Carry none of the pictures over; write out the complete data exactly.

+++++

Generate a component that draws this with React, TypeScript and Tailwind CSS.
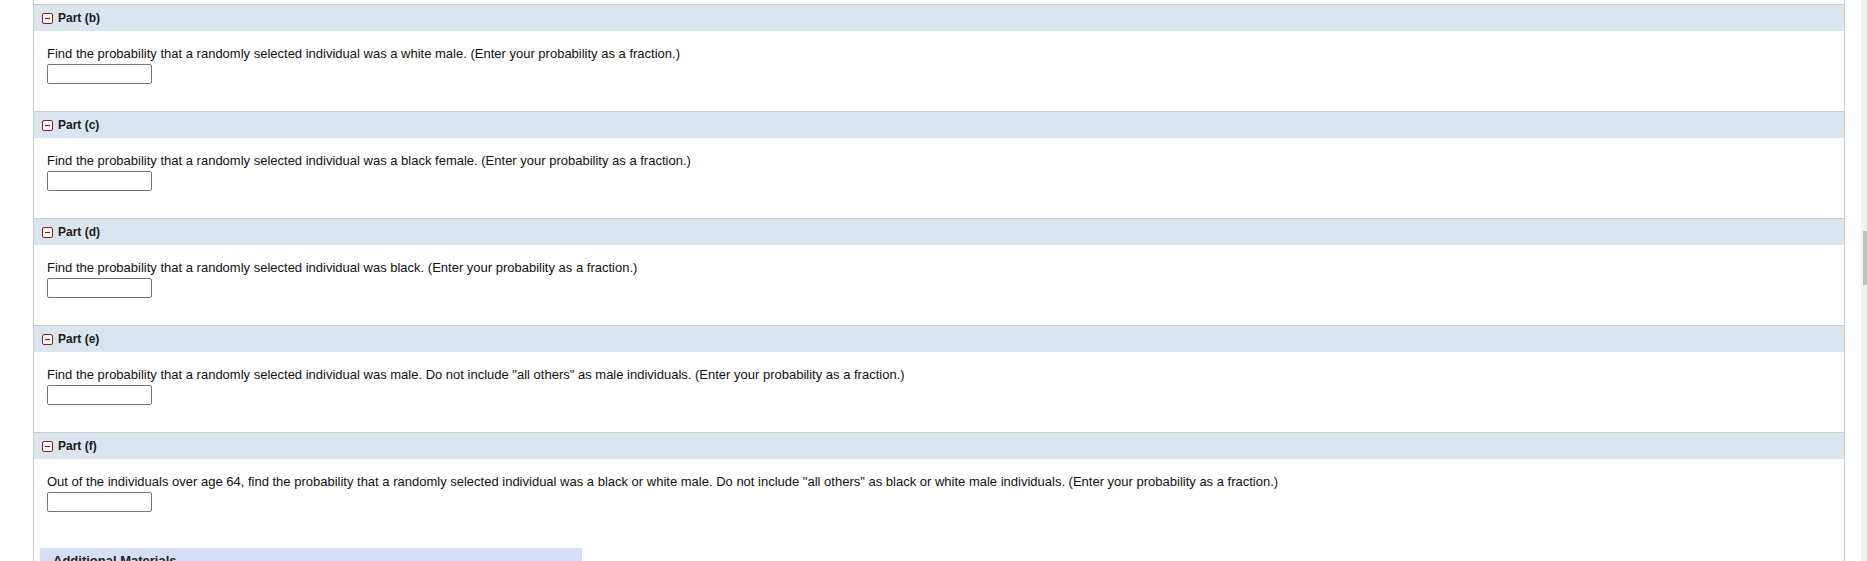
import React from "react";

const parts: { label: string; text: string }[] = [
  {
    label: "Part (b)",
    text: "Find the probability that a randomly selected individual was a white male. (Enter your probability as a fraction.)",
  },
  {
    label: "Part (c)",
    text: "Find the probability that a randomly selected individual was a black female. (Enter your probability as a fraction.)",
  },
  {
    label: "Part (d)",
    text: "Find the probability that a randomly selected individual was black. (Enter your probability as a fraction.)",
  },
  {
    label: "Part (e)",
    text: 'Find the probability that a randomly selected individual was male. Do not include "all others" as male individuals. (Enter your probability as a fraction.)',
  },
  {
    label: "Part (f)",
    text: 'Out of the individuals over age 64, find the probability that a randomly selected individual was a black or white male. Do not include "all others" as black or white male individuals. (Enter your probability as a fraction.)',
  },
];

function CollapseIcon() {
  return (
    <svg width="11" height="11" viewBox="0 0 11 11" className="shrink-0">
      <rect x="0.5" y="0.5" width="10" height="10" rx="1.5" fill="#fff" stroke="#8f1b1b" strokeWidth="1" />
      <line x1="3" y1="5.5" x2="8" y2="5.5" stroke="#8f1b1b" strokeWidth="1.2" />
    </svg>
  );
}

function Section({ label, text, last }: { label: string; text: string; last?: boolean }) {
  return (
    <div className="border-t border-[#cccccc]">
      <div className="h-[26px] bg-[#dae5ef] flex items-center pl-[8px] gap-[5px]">
        <CollapseIcon />
        <span className="text-[12px] font-bold text-[#1a1a1a] leading-[14px]">{label}</span>
      </div>
      <div className={last ? "pl-[13px] pt-[15px] pb-[36px]" : "pl-[13px] pt-[15px] pb-[27px]"}>
        <p className="text-[13px] leading-[15px] text-[#111]">{text}</p>
        <input
          type="text"
          className="block mt-[3px] w-[105px] h-[20px] border border-[#767676] rounded-[2px] bg-white outline-none"
        />
      </div>
    </div>
  );
}

export default function App() {
  return (
    <div
      className="w-[1867px] h-[561px] overflow-hidden bg-white flex"
      style={{ fontFamily: '"Liberation Sans", Arial, sans-serif' }}
    >
      <div className="flex-1 pl-[33px] pr-[16px]">
        <div className="h-full border-l border-r border-[#cccccc] pt-[4px]">
          {parts.map((p, i) => (
            <Section key={p.label} label={p.label} text={p.text} last={i === parts.length - 1} />
          ))}
          <div className="ml-[6px] w-[542px] bg-[#d6def7] pl-[13px] pt-[5px] pb-[6px] text-[13px] leading-[15px] font-bold text-[#222]">
            Additional Materials
          </div>
        </div>
      </div>
      <div className="w-[6px] h-full bg-[#f1f1f1] flex justify-end">
        <div className="w-[4px] h-[54px] mt-[231px] bg-[#c1c1c1]" />
      </div>
    </div>
  );
}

+++++

• Written reply
Generate a component that draws this with React, TypeScript and Tailwind CSS.
import React from "react";

const parts: { label: string; text: string }[] = [
  {
    label: "Part (b)",
    text: "Find the probability that a randomly selected individual was a white male. (Enter your probability as a fraction.)",
  },
  {
    label: "Part (c)",
    text: "Find the probability that a randomly selected individual was a black female. (Enter your probability as a fraction.)",
  },
  {
    label: "Part (d)",
    text: "Find the probability that a randomly selected individual was black. (Enter your probability as a fraction.)",
  },
  {
    label: "Part (e)",
    text: 'Find the probability that a randomly selected individual was male. Do not include "all others" as male individuals. (Enter your probability as a fraction.)',
  },
  {
    label: "Part (f)",
    text: 'Out of the individuals over age 64, find the probability that a randomly selected individual was a black or white male. Do not include "all others" as black or white male individuals. (Enter your probability as a fraction.)',
  },
];

function CollapseIcon() {
  return (
    <svg width="11" height="11" viewBox="0 0 11 11" className="shrink-0">
      <rect x="0.5" y="0.5" width="10" height="10" rx="1.5" fill="#fff" stroke="#8f1b1b" strokeWidth="1" />
      <line x1="3" y1="5.5" x2="8" y2="5.5" stroke="#8f1b1b" strokeWidth="1.2" />
    </svg>
  );
}

function Section({ label, text, last }: { label: string; text: string; last?: boolean }) {
  return (
    <div className="border-t border-[#cccccc]">
      <div className="h-[26px] bg-[#dae5ef] flex items-center pl-[8px] gap-[5px]">
        <CollapseIcon />
        <span className="text-[12px] font-bold text-[#1a1a1a] leading-[14px]">{label}</span>
      </div>
      <div className={last ? "pl-[13px] pt-[15px] pb-[36px]" : "pl-[13px] pt-[15px] pb-[27px]"}>
        <p className="text-[13px] leading-[15px] text-[#111]">{text}</p>
        <input
          type="text"
          className="block mt-[3px] w-[105px] h-[20px] border border-[#767676] rounded-[2px] bg-white outline-none"
        />
      </div>
    </div>
  );
}

export default function App() {
  return (
    <div
      className="w-[1867px] h-[561px] overflow-hidden bg-white flex"
      style={{ fontFamily: '"Liberation Sans", Arial, sans-serif' }}
    >
      <div className="flex-1 pl-[33px] pr-[16px]">
        <div className="h-full border-l border-r border-[#cccccc] pt-[4px]">
          {parts.map((p, i) => (
            <Section key={p.label} label={p.label} text={p.text} last={i === parts.length - 1} />
          ))}
          <div className="ml-[6px] w-[542px] bg-[#d6def7] pl-[13px] pt-[5px] pb-[6px] text-[13px] leading-[15px] font-bold text-[#222]">
            Additional Materials
          </div>
        </div>
      </div>
      <div className="w-[6px] h-full bg-[#f1f1f1] flex justify-end">
        <div className="w-[4px] h-[54px] mt-[231px] bg-[#c1c1c1]" />
      </div>
    </div>
  );
}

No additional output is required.